Is entropy relevant to gas sensor? The case of spinel (CuCoNiCrMn)3O4 for NO2 detection

In recent years, high-entropy oxides (HEOs) have attracted significant attention owing to the synergistic effects arising from their multi-elemental structure. In this study, we investigate spinel (CuCoNiCrMn)3O4 HEO as a selective sensor for NO2. A comprehensive investigation of its crystal structure, micromorphology, elemental information, and gas sensing properties has been conducted. Gas sensor tests show that the (CuCoNiCrMn)3O4 HEO delivers a dramatic and selective response to NO2. To further explore the impact of entropy on sensor properties, medium-entropy Mn0.2Ni0.8Fe2O4, Ni0.99Co0.01Mn0.01Fe1.99O4 and low-entropy NiMn2O4 have also been synthesized and evaluated.
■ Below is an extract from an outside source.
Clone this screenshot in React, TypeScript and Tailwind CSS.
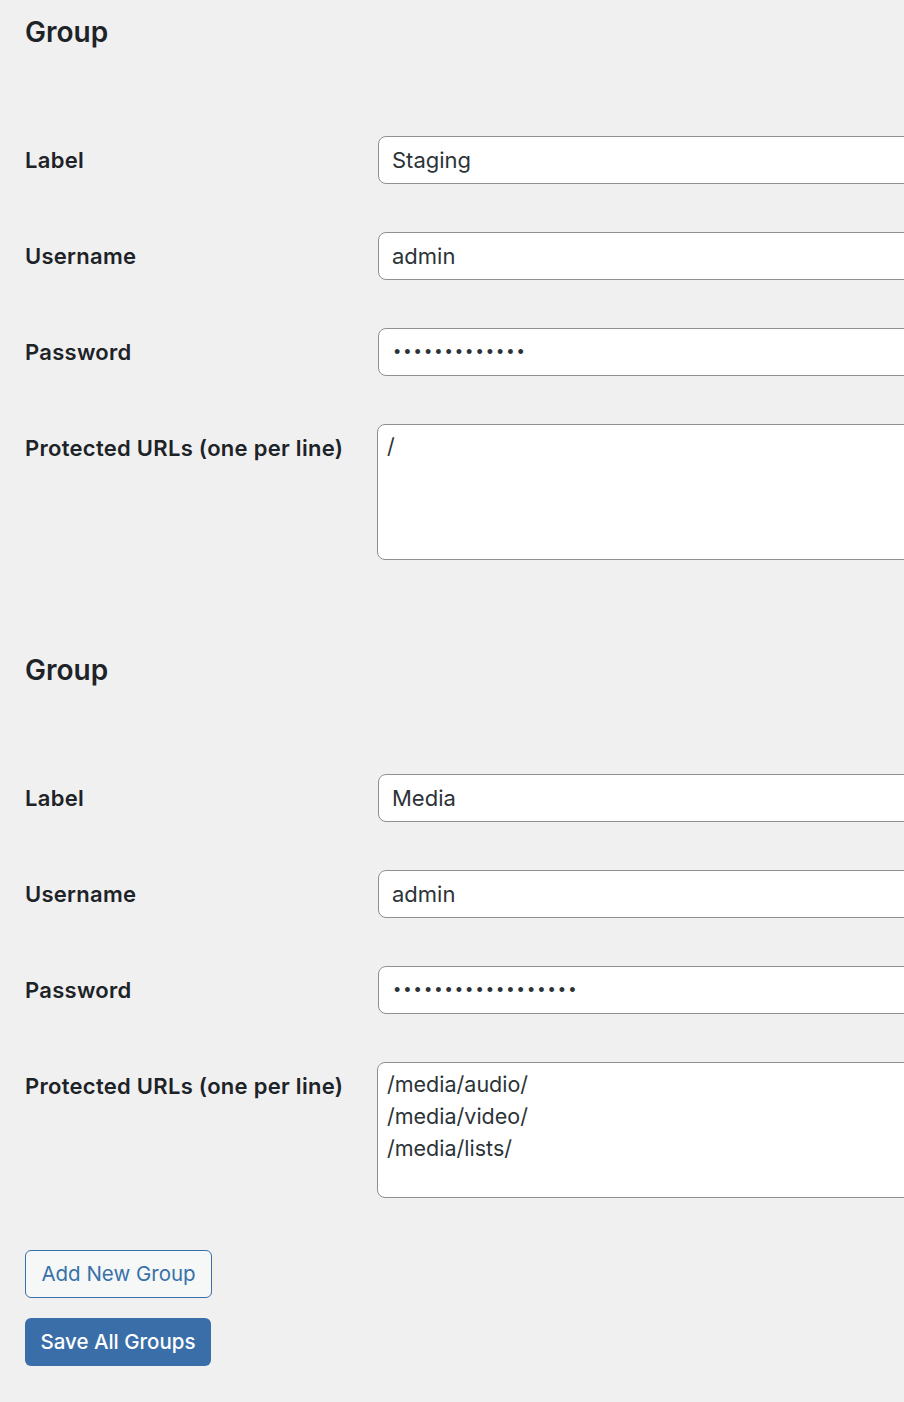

Both experimental and density function theory studies demonstrate that the (CuCoNiCrMn)3O4 HEO exhibits superior sensing performance, attributable to enhanced charge transfer and significant orbital hybridization between Co atoms in (CuCoNiCrMn)3O4 HEO and O atoms in NO2. This work addresses the relationship between configuration entropy (ΔSconfig) and gas sensing properties, thereby advancing the exploration of HEO materials for high performance sensor applications.